United States District Court, M.D. Pennsylvania.
Sep 18, 1979
84 F.R.D. 90 (M.D. Pa. 1979)

Opinion

         Lessor of film brought action against lessee to recover damages arising out of defendant's alleged failure to pay rental fees or to return the film. On defendant's motion to dismiss, the District Court, Conaboy, J., held that: (1) complaint filed by lessor of film sufficiently alleged cause of action against lessee for breach of rental agreement; (2) a third party who was a signatory to and a named party in the rental contract and who had duty of returning the film was a necessary party, and the defendant's motion to dismiss would be granted unless plaintiff joined such third party; and (3) complaint was deficient for failing to clearly set forth the method used in computation of damages and for failing to spell out the relationship between named defendant and third party who was a signatory to the rental agreement; plaintiff would be required to amend the complaint in those areas or suffer dismissal.

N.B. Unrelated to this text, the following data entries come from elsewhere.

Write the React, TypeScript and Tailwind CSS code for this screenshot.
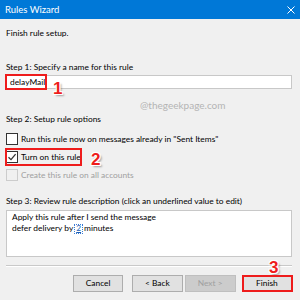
import React from "react";

const font = { fontFamily: 'Lato, "Noto Sans", sans-serif' };

function Box({ checked, disabled }: { checked?: boolean; disabled?: boolean }) {
  return (
    <div
      className={
        "w-[12px] h-[12px] border flex items-center justify-center shrink-0 " +
        (disabled ? "border-[#cccccc] bg-[#f0f0f0]" : "border-[#333333] bg-white")
      }
    >
      {checked && (
        <svg width="10" height="10" viewBox="0 0 10 10">
          <path d="M1.5 5.2 L4 7.6 L8.6 2.2" fill="none" stroke="#333" strokeWidth="1.3" />
        </svg>
      )}
    </div>
  );
}

function Mark({ n, className }: { n: string; className: string }) {
  return (
    <div
      className={"absolute text-[17px] font-bold leading-none text-[#ee1c1c] " + className}
      style={{
        fontFamily: '"Liberation Sans", Arial, sans-serif',
        textShadow: "1px 1px 0 #fff, -1px -1px 0 #fff, 1px -1px 0 #fff, -1px 1px 0 #fff, 2px 2px 2px rgba(0,0,0,0.35)",
      }}
    >
      {n}
    </div>
  );
}

export default function App() {
  return (
    <div className="w-[300px] h-[300px] overflow-hidden bg-[#f0f0f0] text-[8.4px] text-black relative whitespace-nowrap" style={font}>
      <div className="h-[19px] bg-[#0078d7] flex items-center justify-between pl-[5px] pr-[5px] text-white text-[9.5px]">
        <span className="leading-none">Rules Wizard</span>
        <svg width="8" height="8" viewBox="0 0 8 8">
          <path d="M0.5 0.5 L7.5 7.5 M7.5 0.5 L0.5 7.5" stroke="#fff" strokeWidth="1" />
        </svg>
      </div>

      <div className="pl-[6px] pr-[8px]">
        <div className="mt-[7px] h-[14px] leading-[14px]">Finish rule setup.</div>

        <div className="mt-[20px] h-[14px] leading-[14px]">Step 1: Specify a name for this rule</div>
        <div className="relative mt-[1px] -ml-[1px] h-[14px] border border-[#c8c8c8] bg-white leading-[12px] pl-[4px]">
          delayMail
          <div className="absolute left-[-1px] top-[-2px] w-[42px] h-[16px] border-2 border-[#ee1c1c]" />
          <Mark n="1" className="left-[47px] top-[4px]" />
        </div>

        <div className="relative mt-[23px] h-[14px] leading-[14px]">
          Step 2: Setup rule options
          <div className="absolute left-[134px] top-[-14px] text-[10px] text-[#b4b4b4]">@thegeekpage.com</div>
        </div>

        <div className="mt-[4px] flex flex-col">
          <div className="h-[18px] flex items-center gap-[3px]">
            <Box />
            <span>Run this rule now on messages already in "Sent Items"</span>
          </div>
          <div className="relative h-[18px] flex items-center gap-[3px]">
            <Box checked />
            <span>Turn on this rule</span>
            <div className="absolute left-[-1px] top-[0px] w-[77px] h-[18px] border-2 border-[#ee1c1c]" />
            <Mark n="2" className="left-[85px] top-[3px]" />
          </div>
          <div className="h-[18px] flex items-center gap-[3px] text-[#a0a0a0]">
            <Box disabled />
            <span>Create this rule on all accounts</span>
          </div>
        </div>

        <div className="mt-[10px] h-[14px] leading-[14px]">
          Step 3: Review rule description (click an underlined value to edit)
        </div>
        <div className="mt-[2px] h-[47px] border border-[#c8c8c8] bg-white px-[5px] pt-[1px] leading-[11px]">
          <div>Apply this rule after I send the message</div>
          <div className="flex items-center h-[11px]">
            <span>defer delivery by</span>
            <span className="mx-[1px] px-[1px] h-[10px] flex items-center border border-dotted border-[#3a7bd5] text-[#1a5fb4] underline">
              2
            </span>
            <span>minutes</span>
          </div>
        </div>

        <div className="relative mt-[8px] h-[2px] border-t border-[#c9c9c9] border-b border-b-white">
          <Mark n="3" className="left-[263px] top-[-7px]" />
        </div>

        <div className="mt-[8px] flex items-center">
          <button className="ml-[67px] w-[51px] h-[17px] bg-[#e1e1e1] border border-[#adadad] leading-none">Cancel</button>
          <button className="ml-[9px] w-[51px] h-[17px] bg-[#e1e1e1] border border-[#adadad] leading-none">&lt; Back</button>
          <button className="ml-[2px] w-[52px] h-[17px] bg-[#cccccc] border border-[#bfbfbf] text-[#a0a0a0] leading-none">Next &gt;</button>
          <button className="relative ml-[6px] w-[51px] h-[17px] bg-[#e1e1e1] border border-[#adadad] leading-none">
            Finish
            <div className="absolute -left-[1px] -top-[1px] w-[51px] h-[17px] border-2 border-[#ee1c1c]" />
          </button>
        </div>
      </div>
    </div>
  );
}
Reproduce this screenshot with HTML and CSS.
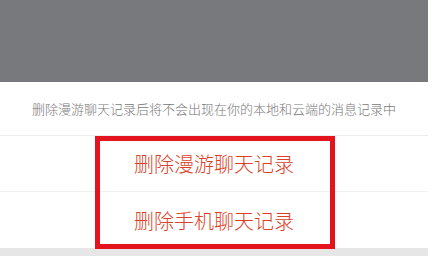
FILE: index.html
```html
<!DOCTYPE html>
<html lang="zh-CN">
<head>
<meta charset="utf-8">
<link rel="stylesheet" href="styles.css">
</head>
<body>
<div class="sheet">
  <div class="mask"></div>
  <div class="hint">删除漫游聊天记录后将不会出现在你的本地和云端的消息记录中</div>
  <div class="action">删除漫游聊天记录</div>
  <div class="action action-last">删除手机聊天记录</div>
  <div class="footer"></div>
  <div class="highlight"></div>
</div>
</body>
</html>
```
FILE: styles.css
```css
html, body {
  margin: 0;
  padding: 0;
  background: #ffffff;
}
body {
  width: 444px;
  height: 256px;
  overflow: hidden;
  font-family: "Noto Sans CJK SC", "Noto Sans", sans-serif;
}
.sheet {
  position: relative;
  width: 428px;
  display: flex;
  flex-direction: column;
}
.mask {
  height: 82px;
  background: #78797c;
}
.hint {
  height: 53px;
  display: flex;
  align-items: center;
  justify-content: center;
  font-size: 13px;
  font-weight: 300;
  color: #777777;
  border-bottom: 1px solid #eeeeee;
}
.action {
  height: 55px;
  display: flex;
  align-items: center;
  justify-content: center;
  font-size: 20px;
  font-weight: 300;
  color: #dc3f28;
  border-bottom: 1px solid #f0f0f0;
}
.action-last {
  height: 56px;
  border-bottom: none;
}
.footer {
  height: 20px;
  background: #e6e6e6;
}
.highlight {
  position: absolute;
  left: 95px;
  top: 136px;
  width: 230px;
  height: 103px;
  border: 5px solid #e3141d;
}
```
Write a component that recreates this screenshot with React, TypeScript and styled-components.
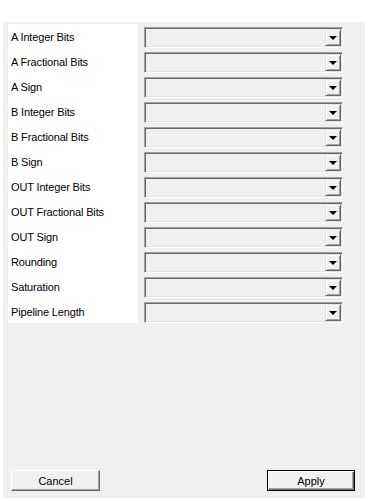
import React from "react";
import styled, { createGlobalStyle } from "styled-components";

const Global = createGlobalStyle`
  html, body { margin: 0; padding: 0; background: #ffffff; }
  body { font-family: Tahoma, "Liberation Sans", Arial, sans-serif; font-size: 11px; color: #000; }
`;

const Panel = styled.div`
  box-sizing: border-box;
  margin: 22px 0 0 3px;
  width: 362px;
  height: 476px;
  background: #f0f0f0;
  padding: 2px 0 7px 5px;
  display: flex;
  flex-direction: column;
`;

const Form = styled.div`
  display: grid;
  grid-template-columns: 130px 199px;
  column-gap: 6px;
  align-items: start;
`;

const LabelColumn = styled.div`
  box-sizing: border-box;
  background: #ffffff;
  height: 299px;
  padding: 3px 0 0 3px;
  display: flex;
  flex-direction: column;
  gap: 5px;
`;

const Label = styled.div`
  height: 20px;
  line-height: 20px;
  font-family: "Liberation Sans", Arial, sans-serif;
  font-size: 11px;
  letter-spacing: -0.15px;
  white-space: nowrap;
`;

const ComboColumn = styled.div`
  padding-top: 3px;
  display: flex;
  flex-direction: column;
  gap: 4px;
`;

const Combo = styled.div`
  box-sizing: border-box;
  height: 21px;
  border: 1px solid;
  border-color: #a0a0a0 #ffffff #ffffff #a0a0a0;
  box-shadow: inset 1px 1px 0 #696969, inset -1px -1px 0 #e3e3e3;
  background: #f0f0f0;
  display: flex;
  justify-content: flex-end;
  padding: 1px;
`;

const ArrowButton = styled.div`
  box-sizing: border-box;
  width: 16px;
  height: 17px;
  border: 1px solid;
  border-color: #e3e3e3 #696969 #696969 #e3e3e3;
  box-shadow: inset 1px 1px 0 #ffffff, inset -1px -1px 0 #a0a0a0;
  background: #f0f0f0;
  display: flex;
  align-items: center;
  justify-content: center;
`;

const Triangle = styled.div`
  width: 0;
  height: 0;
  border-left: 4px solid transparent;
  border-right: 4px solid transparent;
  border-top: 4px solid #000;
  margin-top: 1px;
`;

const Spacer = styled.div`
  flex: 1;
`;

const ButtonRow = styled.div`
  display: flex;
  justify-content: space-between;
  padding: 0 10px 0 3px;
`;

const Button = styled.div<{ $default?: boolean; $width: number }>`
  box-sizing: border-box;
  width: ${(p) => p.$width}px;
  height: 21px;
  display: flex;
  align-items: center;
  justify-content: center;
  font-family: "Liberation Sans", Arial, sans-serif;
  font-size: 11px;
  background: #f0f0f0;
  border: 1px solid;
  border-color: ${(p) =>
    p.$default ? "#000000" : "#ffffff #696969 #696969 #ffffff"};
  box-shadow: ${(p) =>
    p.$default
      ? "inset 1px 1px 0 #ffffff, inset -1px -1px 0 #696969, inset -2px -2px 0 #a0a0a0"
      : "inset -1px -1px 0 #a0a0a0"};
`;

const labels = [
  "A Integer Bits",
  "A Fractional Bits",
  "A Sign",
  "B Integer Bits",
  "B Fractional Bits",
  "B Sign",
  "OUT Integer Bits",
  "OUT Fractional Bits",
  "OUT Sign",
  "Rounding",
  "Saturation",
  "Pipeline Length",
];

export default function App() {
  return (
    <>
      <Global />
      <Panel>
        <Form>
          <LabelColumn>
            {labels.map((l) => (
              <Label key={l}>{l}</Label>
            ))}
          </LabelColumn>
          <ComboColumn>
            {labels.map((l) => (
              <Combo key={l}>
                <ArrowButton>
                  <Triangle />
                </ArrowButton>
              </Combo>
            ))}
          </ComboColumn>
        </Form>
        <Spacer />
        <ButtonRow>
          <Button $width={89}>Cancel</Button>
          <Button $width={88} $default>
            Apply
          </Button>
        </ButtonRow>
      </Panel>
    </>
  );
}
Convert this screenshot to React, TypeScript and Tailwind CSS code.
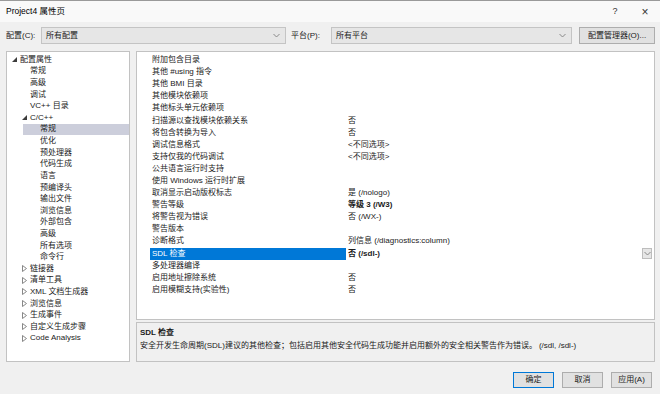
import React from 'react'

type TreeItem = {
    label: string
    level: 0 | 1 | 2
    toggle?: 'open' | 'closed'
    selected?: boolean
}

const tree: TreeItem[] = [
    { label: '配置属性', level: 0, toggle: 'open' },
    { label: '常规', level: 1 },
    { label: '高级', level: 1 },
    { label: '调试', level: 1 },
    { label: 'VC++ 目录', level: 1 },
    { label: 'C/C++', level: 1, toggle: 'open' },
    { label: '常规', level: 2, selected: true },
    { label: '优化', level: 2 },
    { label: '预处理器', level: 2 },
    { label: '代码生成', level: 2 },
    { label: '语言', level: 2 },
    { label: '预编译头', level: 2 },
    { label: '输出文件', level: 2 },
    { label: '浏览信息', level: 2 },
    { label: '外部包含', level: 2 },
    { label: '高级', level: 2 },
    { label: '所有选项', level: 2 },
    { label: '命令行', level: 2 },
    { label: '链接器', level: 1, toggle: 'closed' },
    { label: '清单工具', level: 1, toggle: 'closed' },
    { label: 'XML 文档生成器', level: 1, toggle: 'closed' },
    { label: '浏览信息', level: 1, toggle: 'closed' },
    { label: '生成事件', level: 1, toggle: 'closed' },
    { label: '自定义生成步骤', level: 1, toggle: 'closed' },
    { label: 'Code Analysis', level: 1, toggle: 'closed' },
]

const indent = ['pl-[3px]', 'pl-[13px]', 'pl-[23px]']

type Prop = { name: string; value?: string; bold?: boolean; selected?: boolean }

const props: Prop[] = [
    { name: '附加包含目录' },
    { name: '其他 #using 指令' },
    { name: '其他 BMI 目录' },
    { name: '其他模块依赖项' },
    { name: '其他标头单元依赖项' },
    { name: '扫描源以查找模块依赖关系', value: '否' },
    { name: '将包含转换为导入', value: '否' },
    { name: '调试信息格式', value: '<不同选项>' },
    { name: '支持仅我的代码调试', value: '<不同选项>' },
    { name: '公共语言运行时支持' },
    { name: '使用 Windows 运行时扩展' },
    { name: '取消显示启动版权标志', value: '是 (/nologo)' },
    { name: '警告等级', value: '等级 3 (/W3)', bold: true },
    { name: '将警告视为错误', value: '否 (/WX-)' },
    { name: '警告版本' },
    { name: '诊断格式', value: '列信息 (/diagnostics:column)' },
    { name: 'SDL 检查', value: '否 (/sdl-)', bold: true, selected: true },
    { name: '多处理器编译' },
    { name: '启用地址擦除系统', value: '否' },
    { name: '启用模糊支持(实验性)', value: '否' },
]

function Chevron() {
    return (
        <svg width="7" height="5" viewBox="0 0 7 5" className="shrink-0">
            <polyline points="0.5,1 3.5,4 6.5,1" fill="none" stroke="#808080" strokeWidth="0.9" />
        </svg>
    )
}

function Toggle({ kind }: { kind?: 'open' | 'closed' }) {
    return (
        <span className="flex w-[10px] shrink-0 items-center pl-[2px]">
            {kind === 'open' && (
                <svg width="5" height="5" viewBox="0 0 5 5">
                    <polygon points="5,0 5,5 0,5" fill="#3c3c3c" />
                </svg>
            )}
            {kind === 'closed' && (
                <svg width="5" height="7" viewBox="0 0 5 7">
                    <polygon points="0.5,0.5 4.5,3.5 0.5,6.5" fill="none" stroke="#7a7a7a" strokeWidth="0.9" />
                </svg>
            )}
        </span>
    )
}

function Button({ label, primary }: { label: string; primary?: boolean }) {
    return (
        <div
            className={`flex h-[16px] w-[41px] items-center justify-center border bg-[#e1e1e1] text-[8px] text-[#1a1a1a] ${primary ? 'border-[#0078d7]' : 'border-[#adadad]'}`}
        >
            {label}
        </div>
    )
}

export default function App() {
    return (
        <div className="flex h-[394px] w-[660px] flex-col overflow-hidden border-t border-[#9a9a9a] bg-[#f0f0f0] font-['Liberation_Sans','Noto_Sans_CJK_SC',sans-serif] text-[8px] leading-none text-[#1a1a1a]">

            {/* Title bar */}
            <div className="flex h-[21px] shrink-0 items-center bg-[#f9f9f9] pl-[6px]">
                <span className="text-[8.5px] text-black">Project4 属性页</span>
                <span className="ml-auto w-[16px] text-center text-[9px] text-[#333]">?</span>
                <span className="ml-[15px] mr-[8px] w-[14px] text-center text-[12px] font-light text-[#333]">×</span>
            </div>

            {/* Config row */}
            <div className="mt-[5px] flex h-[17px] shrink-0 items-center">
                <span className="ml-[6px] w-[35px]">配置(C):</span>
                <div className="flex h-[17px] w-[245px] items-center border border-[#c4c4c4] bg-[#e6e6e6] pl-[4px] pr-[5px]">
                    <span>所有配置</span>
                    <span className="ml-auto"><Chevron /></span>
                </div>
                <span className="ml-[5px] w-[40px]">平台(P):</span>
                <div className="flex h-[17px] w-[241px] items-center border border-[#c4c4c4] bg-[#e6e6e6] pl-[4px] pr-[5px]">
                    <span>所有平台</span>
                    <span className="ml-auto"><Chevron /></span>
                </div>
                <div className="ml-[7px] flex h-[17px] w-[76px] items-center justify-center border border-[#adadad] bg-[#e1e1e1]">
                    配置管理器(O)...
                </div>
            </div>

            {/* Main */}
            <div className="mt-[7px] flex h-[311px] shrink-0">
                {/* Tree */}
                <div className="ml-[6px] h-full w-[124px] border border-[#c2c2c2] bg-white pt-[2px]">
                    {tree.map((item, i) => (
                        <div key={i} className={`flex h-[11.62px] items-center ${item.selected ? 'ml-[16px] bg-[#cccedb] pl-[7px]' : indent[item.level]}`}>
                            <Toggle kind={item.toggle} />
                            <span className="whitespace-nowrap">{item.label}</span>
                        </div>
                    ))}
                </div>

                <div className="ml-[6px] flex w-[519px] flex-col">
                    {/* Property grid */}
                    <div className="h-[269px] border border-[#c2c2c2] bg-white pt-[2px]">
                        {props.map((p, i) => (
                            <div key={i} className="flex h-[12.1px] items-center">
                                <div className={`ml-[13px] flex h-full w-[196px] items-center pl-[2px] ${p.selected ? 'bg-[#0078d7] text-white' : ''}`}>
                                    <span className="whitespace-nowrap">{p.name}</span>
                                </div>
                                <div className={`flex h-full flex-1 items-center pl-[2px] ${p.bold ? 'font-bold' : ''}`}>
                                    <span className="whitespace-nowrap">{p.value}</span>
                                    {p.selected && (
                                        <div className="ml-auto mr-[2px] flex h-[11px] w-[10px] items-center justify-center border border-[#bdbdbd] bg-[#e6e6e6]">
                                            <Chevron />
                                        </div>
                                    )}
                                </div>
                            </div>
                        ))}
                    </div>

                    {/* Description */}
                    <div className="mt-[2px] flex h-[40px] flex-col gap-[5px] border border-[#c2c2c2] bg-[#f0f0f0] pl-[3px] pt-[6px]">
                        <span className="font-bold">SDL 检查</span>
                        <span className="whitespace-nowrap">
                            安全开发生命周期(SDL)建议的其他检查；包括启用其他安全代码生成功能并启用额外的安全相关警告作为错误。
                            <span className="ml-[2px]">(/sdl, /sdl-)</span>
                        </span>
                    </div>
                </div>
            </div>

            {/* Buttons */}
            <div className="mt-[10px] flex shrink-0 justify-end gap-[8px] pr-[8px]">
                <Button label="确定" primary />
                <Button label="取消" />
                <Button label="应用(A)" />
            </div>
        </div>
    )
}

         Order accordingly.

         

          Michael D. Strohbehn, Kansas City, Mo., Stephen B. Killian, Wilkes-Barre, Pa., for plaintiff.

          John P. Moses, Wilkes-Barre, Pa., for defendant.


         MEMORANDUM AND ORDER

          CONABOY, District Judge.

         The Plaintiff in this action seeks to recover damages allegedly suffered in connection with the rental, to the Defendant, of a 16 millimeter film entitled, " The History of the Beatles" . The Plaintiff alleges damages because Defendant has not paid the rental fees and has refused to return the film.

         Following the service of the Complaint, Defendant filed a variety of motions as follows:

1. To dismiss the action due to:

A. lack of jurisdiction (amount in controversy).

B. failure to state a cause of action.

C. failure to join an indispensable party.

2. To require a more definite statement of claim.

3. To strike the claim for punitive damages.

         While we find the seeds of merit in some of the Defendant's motions, we also find the appropriate action at this juncture is to allow the Plaintiff an opportunity to re-plead and an Order to that effect will follow.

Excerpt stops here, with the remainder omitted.